Joint Task Force Civil Support wrapped up their mission as part of the whole-of-government COVID-19 vaccination response on June 21, 2021. The command initiated its assistance to the U.S. vaccination effort in early February, and during that time supported the administering of more than 1.87 million vaccines to communities throughout the United States.
During the COVID-19 vaccine effort, JTF-CS primarily acted as a command and control headquarters for U.S. Army North, which is U.S. Northern Command’s Joint Force Land Component Command. JTF-CS enabled joint teams from every branch of the Armed Forces, with more than 2,500 service members sustaining 22 Community Vaccination Centers across 14 states and territories.
The Department of Defense was chosen to aid FEMA through the federal validation process, where it was determined the DoD could assist in this national effort to vaccinate the American people. Specifically, the DoD contains expeditionary capabilities and availability to deploy on short notice, something not readily available in other federal agencies or in the private sector.
The level of assistance the DoD’s COVID vaccination response provided would not have been possible without the professionalism and dedication of the Soldiers, Sailors, Airmen and Marines, who comprise of America’s fighting force.

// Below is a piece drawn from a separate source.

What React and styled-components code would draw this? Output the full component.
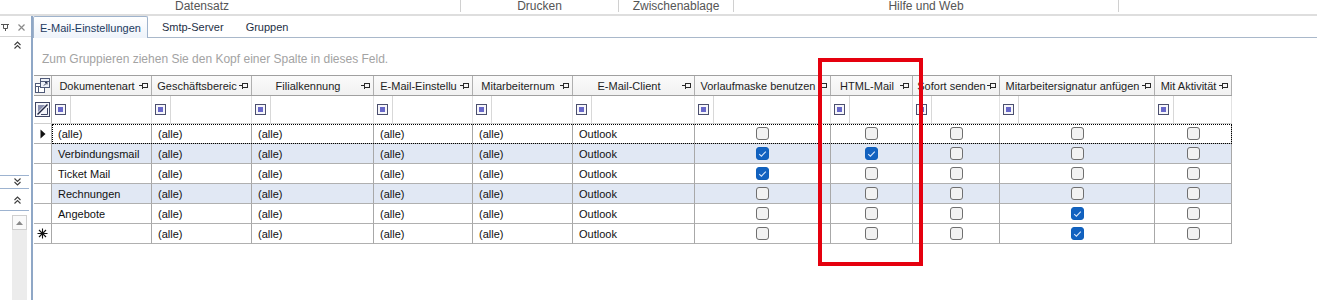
import React from "react";
import styled, { createGlobalStyle } from "styled-components";

const Global = createGlobalStyle`
  html, body { margin: 0; padding: 0; background: #fff; }
  body { font-family: "Liberation Sans", Arial, sans-serif; }
  * { box-sizing: border-box; }
`;

const Root = styled.div`
  position: relative;
  width: 1317px;
  height: 300px;
  overflow: hidden;
  background: #fff;
  display: flex;
  flex-direction: column;
`;

const Ribbon = styled.div`
  height: 16px;
  display: flex;
  background: #fff;
  border-bottom: 2px solid #dedede;
`;

const RibbonGroup = styled.div`
  width: ${(p) => p.$w}px;
  flex: ${(p) => (p.$w ? "none" : "1")};
  height: 12px;
  border-right: ${(p) => (p.$last ? "none" : "1px solid #d0d0d0")};
  display: flex;
  justify-content: ${(p) => (p.$left != null ? "flex-start" : "center")};
  padding-left: ${(p) => p.$left || 0}px;
  align-items: flex-end;
  font-size: 12px;
  line-height: 12px;
  color: #555;
  white-space: nowrap;
  overflow: hidden;
`;

const Body = styled.div`
  flex: 1;
  display: flex;
  min-height: 0;
`;

const SidePanel = styled.div`
  width: 31px;
  display: flex;
  flex-direction: column;
  background: #fff;
`;

const SideTop = styled.div`
  height: 21px;
  display: flex;
  align-items: center;
  gap: 8px;
  padding: 2px 0 0 1px;
  border-bottom: 1px solid #d6d6d6;
`;

const SideBar = styled.div`
  height: ${(p) => p.$h}px;
  display: flex;
  align-items: center;
  justify-content: flex-end;
  padding-right: 8px;
  border-bottom: 1px solid ${(p) => (p.$blue ? "#9db3d0" : "transparent")};
  border-top: 1px solid ${(p) => (p.$top ? "#9db3d0" : "transparent")};
  margin-right: 2px;
`;

const SideSpacer = styled.div`
  height: ${(p) => p.$h}px;
`;

const ScrollTrack = styled.div`
  flex: 1;
  margin: 4px 4px 0 12px;
  width: 15px;
  background: #ececec;
  display: flex;
  flex-direction: column;
`;

const ScrollBtn = styled.div`
  height: 15px;
  background: #fafafa;
  border: 1px solid #cfcfcf;
  display: flex;
  align-items: center;
  justify-content: center;
`;

const Main = styled.div`
  flex: 1;
  border-left: 2px solid #8fa7c6;
  display: flex;
  flex-direction: column;
  min-width: 0;
`;

const TabStrip = styled.div`
  height: 22px;
  display: flex;
  align-items: flex-end;
  border-bottom: 1px solid #a9b8ca;
`;

const Tab = styled.div`
  height: ${(p) => (p.$active ? "22px" : "21px")};
  padding: 0 ${(p) => (p.$active ? "6px" : "10px")};
  margin-right: ${(p) => (p.$active ? "3px" : "0")};
  margin-bottom: ${(p) => (p.$active ? "-1px" : "0")};
  display: flex;
  align-items: center;
  font-size: 11px;
  color: ${(p) => (p.$active ? "#1d3a5f" : "#1e2f45")};
  background: ${(p) => (p.$active ? "linear-gradient(#ffffff, #eef3fa)" : "transparent")};
  border: ${(p) => (p.$active ? "1px solid #9fb3cc" : "1px solid transparent")};
  border-bottom: none;
  border-radius: 2px 2px 0 0;
  white-space: nowrap;
`;

const GroupPanel = styled.div`
  height: 37px;
  padding: 13px 0 0 9px;
  font-size: 12px;
  line-height: 16px;
  color: #a3a3a3;
  white-space: nowrap;
`;

const Grid = styled.div`
  margin-left: 1px;
  width: 1198px;
  display: flex;
  flex-direction: column;
`;

const HeaderRow = styled.div`
  display: flex;
  height: 21px;
  border-top: 1px solid #a0a0a0;
  border-bottom: 1px solid #a0a0a0;
  background: linear-gradient(#fbfbfb, #f1f1f1);
`;

const HeaderCell = styled.div`
  width: ${(p) => p.$w}px;
  flex: none;
  display: flex;
  align-items: center;
  border-right: 1px solid #b0b0b0;
  padding: 0 3px 0 3px;
  font-size: 11px;
  color: #1e1e1e;
`;

const HeaderText = styled.div`
  flex: 1;
  min-width: 0;
  overflow: hidden;
  white-space: nowrap;
  text-align: center;
`;

const IndicatorHead = styled.div`
  width: 18px;
  flex: none;
  display: flex;
  align-items: center;
  justify-content: center;
  border-right: 1px solid #b0b0b0;
`;

const FilterRow = styled.div`
  display: flex;
  height: 28px;
  border-bottom: 1px solid #cfcfcf;
`;

const FilterCell = styled.div`
  width: ${(p) => p.$w}px;
  flex: none;
  display: flex;
  align-items: center;
  border-right: 1px solid #e2e2e2;
  padding-left: 3px;
`;

const FilterSep = styled.div`
  width: 1px;
  align-self: stretch;
  background: #d8d8d8;
  margin-left: 4px;
`;

const FilterBox = styled.div`
  width: 11px;
  height: 11px;
  border: 1px solid #4b4f6e;
  background: #f6f6fa;
  display: flex;
  align-items: center;
  justify-content: center;
  &::after {
    content: "";
    width: 5px;
    height: 5px;
    background: #6767c9;
  }
`;

const Row = styled.div`
  display: flex;
  height: 20px;
`;

const IndicatorCell = styled.div`
  width: 18px;
  flex: none;
  display: flex;
  align-items: center;
  justify-content: center;
  border-right: 1px solid #a8a8a8;
  border-bottom: 1px solid #b0b0b0;
  background: #fff;
`;

const RowCells = styled.div`
  display: flex;
  flex: 1;
  background: ${(p) => (p.$alt ? "#e1e8f4" : "#fff")};
  outline: ${(p) => (p.$focused ? "1px dotted #000" : "none")};
  outline-offset: -1px;
`;

const Cell = styled.div`
  width: ${(p) => p.$w}px;
  flex: none;
  display: flex;
  align-items: center;
  justify-content: ${(p) => (p.$center ? "center" : "flex-start")};
  padding-left: ${(p) => (p.$center ? 0 : 6)}px;
  border-right: 1px solid #a8a8a8;
  border-bottom: 1px solid #b0b0b0;
  font-size: 11px;
  color: #111;
  white-space: nowrap;
  overflow: hidden;
`;

const CheckBox = styled.div`
  width: 13px;
  height: 13px;
  border-radius: 3px;
  border: 1px solid ${(p) => (p.$on ? "#0f5fba" : "#6f6f6f")};
  background: ${(p) => (p.$on ? "#1262c0" : "#f2f2f2")};
  display: flex;
  align-items: center;
  justify-content: center;
`;

const Annotation = styled.div`
  position: absolute;
  left: 818px;
  top: 58px;
  width: 105px;
  height: 208px;
  border: 4px solid #e5000e;
  pointer-events: none;
`;

const Pin = () => (
  <svg width="9" height="7" viewBox="0 0 9 7" style={{ flex: "none" }}>
    <path d="M0 3.5H3.5M3.5 0.5V6.5M3.5 1.5H8.5V5.5H3.5" stroke="#2a2a2a" strokeWidth="1" fill="none" shapeRendering="crispEdges" />
  </svg>
);

const ChevronsUp = () => (
  <svg width="7" height="8" viewBox="0 0 7 8">
    <path d="M0.5 4L3.5 1L6.5 4M0.5 7.5L3.5 4.5L6.5 7.5" stroke="#3d3d3d" strokeWidth="1.1" fill="none" />
  </svg>
);

const ChevronsDown = () => (
  <svg width="7" height="8" viewBox="0 0 7 8">
    <path d="M0.5 0.5L3.5 3.5L6.5 0.5M0.5 4L3.5 7L6.5 4" stroke="#3d3d3d" strokeWidth="1.1" fill="none" />
  </svg>
);

const Check = () => (
  <svg width="9" height="8" viewBox="0 0 9 8">
    <path d="M1.2 4.2L3.4 6.2L7.8 1.6" stroke="#dbe9fb" strokeWidth="1.1" fill="none" />
  </svg>
);

const ColumnChooser = () => (
  <svg width="15" height="15" viewBox="0 0 15 15">
    <rect x="0.5" y="5.5" width="9" height="9" fill="#fff" stroke="#4f5a78" />
    <path d="M0.5 8.5H9.5M3.5 8.5V14.5" stroke="#4f5a78" />
    <rect x="5.5" y="0.5" width="9" height="9" fill="#eef1f8" stroke="#4f5a78" />
    <path d="M5.5 3.5H14.5" stroke="#4f5a78" />
    <path d="M9 7.5L12 4.5M10 4.5H12V6.5" stroke="#2c3552" fill="none" />
  </svg>
);

const FilterEdit = () => (
  <svg width="15" height="15" viewBox="0 0 15 15">
    <rect x="0.5" y="0.5" width="14" height="14" fill="#f4f5fa" stroke="#3e4564" />
    <path d="M2.5 12.5L12.5 2.5" stroke="#1f2540" strokeWidth="1.4" />
    <path d="M3 3H10L3 10Z" fill="#8a90b0" />
    <path d="M12.5 6V12.5H6" stroke="#3e4564" fill="none" />
  </svg>
);

const CurrentArrow = () => (
  <svg width="6" height="10" viewBox="0 0 6 10">
    <path d="M0.5 0.5L5.5 5L0.5 9.5Z" fill="#111" />
  </svg>
);

const NewRowStar = () => (
  <svg width="11" height="11" viewBox="0 0 11 11">
    <path d="M5.5 0.5V10.5M0.5 5.5H10.5M2 2L9 9M9 2L2 9" stroke="#111" strokeWidth="1.1" />
  </svg>
);

const PinSmall = () => (
  <svg width="9" height="8" viewBox="0 0 9 8">
    <path d="M0 1.5H8M2.5 1.5V5.5H6.5V1.5M4.5 5.5V8" stroke="#555" fill="none" />
  </svg>
);

const CloseX = () => (
  <svg width="7" height="7" viewBox="0 0 7 7">
    <path d="M0.5 0.5L6.5 6.5M6.5 0.5L0.5 6.5" stroke="#8a8a8a" strokeWidth="1.2" />
  </svg>
);

const ScrollUp = () => (
  <svg width="7" height="4" viewBox="0 0 7 4">
    <path d="M0 4L3.5 0L7 4Z" fill="#8a8a8a" />
  </svg>
);

const columns = [
  { title: "Dokumentenart", w: 100 },
  { title: "Geschäftsbereic", w: 100 },
  { title: "Filialkennung", w: 122 },
  { title: "E-Mail-Einstellu", w: 99 },
  { title: "Mitarbeiternum", w: 100 },
  { title: "E-Mail-Client", w: 122 },
  { title: "Vorlaufmaske benutzen", w: 136, check: true },
  { title: "HTML-Mail", w: 82, check: true },
  { title: "Sofort senden", w: 87, check: true },
  { title: "Mitarbeitersignatur anfügen", w: 155, check: true },
  { title: "Mit Aktivität", w: 77, check: true },
];

const A = "(alle)";
const rows = [
  { ind: "current", focused: true, v: [A, A, A, A, A, "Outlook", 0, 0, 0, 0, 0] },
  { alt: true, v: ["Verbindungsmail", A, A, A, A, "Outlook", 1, 1, 0, 0, 0] },
  { v: ["Ticket Mail", A, A, A, A, "Outlook", 1, 0, 0, 0, 0] },
  { alt: true, v: ["Rechnungen", A, A, A, A, "Outlook", 0, 0, 0, 0, 0] },
  { v: ["Angebote", A, A, A, A, "Outlook", 0, 0, 0, 1, 0] },
  { ind: "new", v: ["", A, A, A, A, "Outlook", 0, 0, 0, 1, 0] },
];

export default function App() {
  return (
    <Root>
      <Global />
      <Ribbon>
        <RibbonGroup $w={461} $left={175}>Datensatz</RibbonGroup>
        <RibbonGroup $w={158}>Drucken</RibbonGroup>
        <RibbonGroup $w={115}>Zwischenablage</RibbonGroup>
        <RibbonGroup $w={385}>Hilfe und Web</RibbonGroup>
        <RibbonGroup $last />
      </Ribbon>
      <Body>
        <SidePanel>
          <SideTop>
            <PinSmall />
            <CloseX />
          </SideTop>
          <SideBar $h={16}>
            <ChevronsUp />
          </SideBar>
          <SideSpacer $h={122} />
          <SideBar $h={14} $top $blue>
            <ChevronsDown />
          </SideBar>
          <SideBar $h={22} $blue>
            <ChevronsUp />
          </SideBar>
          <ScrollTrack>
            <ScrollBtn>
              <ScrollUp />
            </ScrollBtn>
          </ScrollTrack>
        </SidePanel>
        <Main>
          <TabStrip>
            <Tab $active>E-Mail-Einstellungen</Tab>
            <Tab>Smtp-Server</Tab>
            <Tab>Gruppen</Tab>
          </TabStrip>
          <GroupPanel>Zum Gruppieren ziehen Sie den Kopf einer Spalte in dieses Feld.</GroupPanel>
          <Grid>
            <HeaderRow>
              <IndicatorHead>
                <ColumnChooser />
              </IndicatorHead>
              {columns.map((c) => (
                <HeaderCell key={c.title} $w={c.w}>
                  <HeaderText>{c.title}</HeaderText>
                  <Pin />
                </HeaderCell>
              ))}
            </HeaderRow>
            <FilterRow>
              <IndicatorHead>
                <FilterEdit />
              </IndicatorHead>
              {columns.map((c) => (
                <FilterCell key={c.title} $w={c.w}>
                  <FilterBox />
                  <FilterSep />
                </FilterCell>
              ))}
            </FilterRow>
            {rows.map((r, i) => (
              <Row key={i}>
                <IndicatorCell>
                  {r.ind === "current" && <CurrentArrow />}
                  {r.ind === "new" && <NewRowStar />}
                </IndicatorCell>
                <RowCells $alt={r.alt} $focused={r.focused}>
                  {columns.map((c, j) => (
                    <Cell key={c.title} $w={c.w} $center={c.check}>
                      {c.check ? (
                        <CheckBox $on={!!r.v[j]}>{r.v[j] ? <Check /> : null}</CheckBox>
                      ) : (
                        r.v[j]
                      )}
                    </Cell>
                  ))}
                </RowCells>
              </Row>
            ))}
          </Grid>
        </Main>
      </Body>
      <Annotation />
    </Root>
  );
}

In a message to those men and women, Maj. Gen. Jeff Van, Joint Task Force Civil Support commanding general, addressed the importance of answering the nation’s call. “I am very proud of this team and to be a part of this whole-of-government effort to expedite vaccinations for those in need. As of yesterday, JTF-CS has been able to help execute more than 1.71 million vaccination shots,” said Van. “All of the service members and DoD civilians have a lot of pride and satisfaction knowing we've helped so many people by slowing the spread of COVID-19.”

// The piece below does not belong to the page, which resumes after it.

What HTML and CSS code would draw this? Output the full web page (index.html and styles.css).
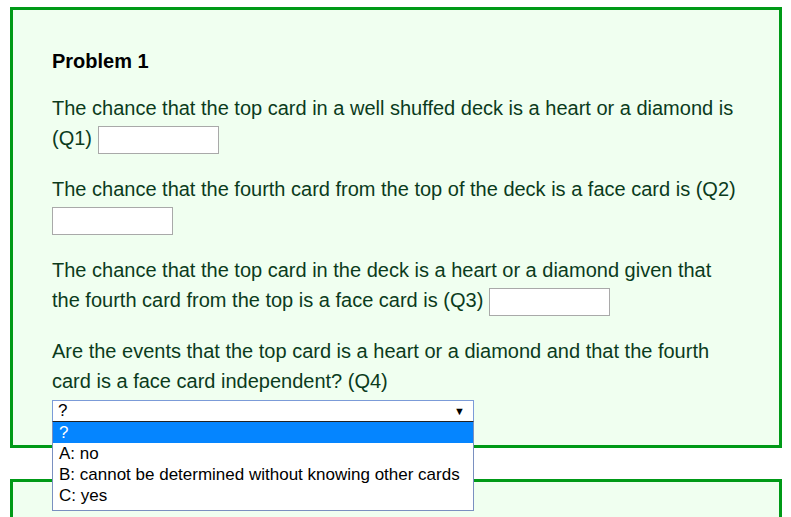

As a part of the Joint Force Land Component Command team, JTF-CS provided a foundation for the deployment and operation of large-scale medical and logistical vaccination teams. These teams varied in size and scale, from 25 to 230 service members per team, depending on the location and size of the vaccination effort. These teams provided medical personnel to prepare and administer the vaccine and additional general purpose personnel in administrative roles to supplement the functioning of the site.
These agile and tailorable teams collaborated with other federal, state, and local agencies, to include the Department of Homeland Security’s Federal Emergency Management Agency, serving at vaccination centers in Georgia, Illinois, Indiana, Kentucky, Maryland, Massachusetts, Michigan, Missouri, New Jersey, New York, Cleveland, Pennsylvania, Virginia, Wisconsin, Tennessee and the U.S. Virgin Islands.

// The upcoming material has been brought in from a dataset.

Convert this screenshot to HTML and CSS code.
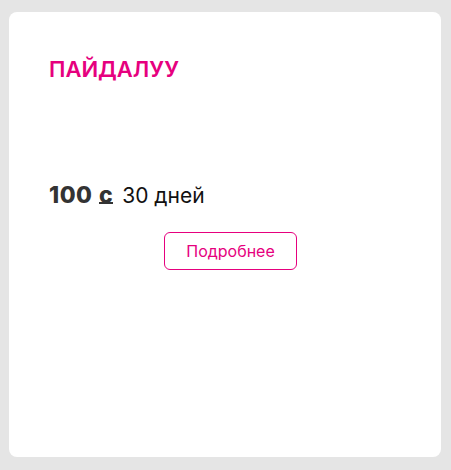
FILE: index.html
```html
<!DOCTYPE html>
<html lang="ru">
<head>
  <meta charset="UTF-8">
  <meta name="viewport" content="width=device-width, initial-scale=1.0">
  <title>Пайдалуу</title>
  <link rel="stylesheet" href="styles.css">
</head>
<body>
  <div class="card">
    <h2 class="card-title">ПАЙДАЛУУ</h2>
    <div class="price">
      <span class="price-sum">100 <span class="som">с</span></span>
      <span class="price-period">30 дней</span>
    </div>
    <div class="actions">
      <button class="more-btn">Подробнее</button>
    </div>
  </div>
</body>
</html>
```

FILE: styles.css
```css
body {
  margin: 0;
  padding: 12px 10px 13px 9px;
  background-color: #e5e5e5;
  font-family: Inter, Arial, sans-serif;
}

.card {
  height: 445px;
  box-sizing: border-box;
  padding: 43px 40px 0;
  background-color: #fff;
  border-radius: 8px;
}

.card-title {
  margin: 0;
  font-size: 22px;
  font-weight: 600;
  line-height: 28px;
  color: #e6007e;
}

.price {
  margin-top: 98px;
  display: flex;
  align-items: baseline;
  gap: 9px;
}

.price-sum {
  font-size: 23px;
  font-weight: 800;
  letter-spacing: 0.5px;
  color: #333;
}

.som {
  margin-left: 1px;
  border-bottom: 2px solid #333;
  line-height: 14px;
  display: inline-block;
}

.price-period {
  font-size: 21px;
  color: #111;
}

.actions {
  display: flex;
  justify-content: center;
  margin-top: 23px;
  padding-left: 11px;
}

.more-btn {
  width: 133px;
  height: 38px;
  background: #fff;
  border: 1px solid #e6007e;
  border-radius: 6px;
  color: #e6007e;
  font-family: Inter, Arial, sans-serif;
  font-size: 16px;
  cursor: pointer;
}
```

Every one of the aforementioned state-run CVCs were at the request of the individual state and FEMA, with the DoD providing the manpower to facilitate the day-to-day operations within the CVC.
“As I’ve gone to the various centers and visited the service members — Soldiers, Airmen, Marines, Sailors and Coast Guardsmen, overwhelmingly embraced this mission. For many, this was an opportunity to help our fellow Americans in America,” said Van. “Primarily in the military we are going somewhere else in the world to encourage U.S. interests and objectives, and there’s a lot of pride in being able to provide assistance to neighborhoods and communities in the homeland that have been hit so hard by the pandemic, which helps get our country back to normal.”
As of June 2021, JTF-CS-led CVC teams administered nearly 40 percent of the 5 million vaccinations given by state-ran, federally supported sites and provided more than half of the manpower in the JFLCC’s role of the whole-of-government effort to slow the spread of the virus for the nation.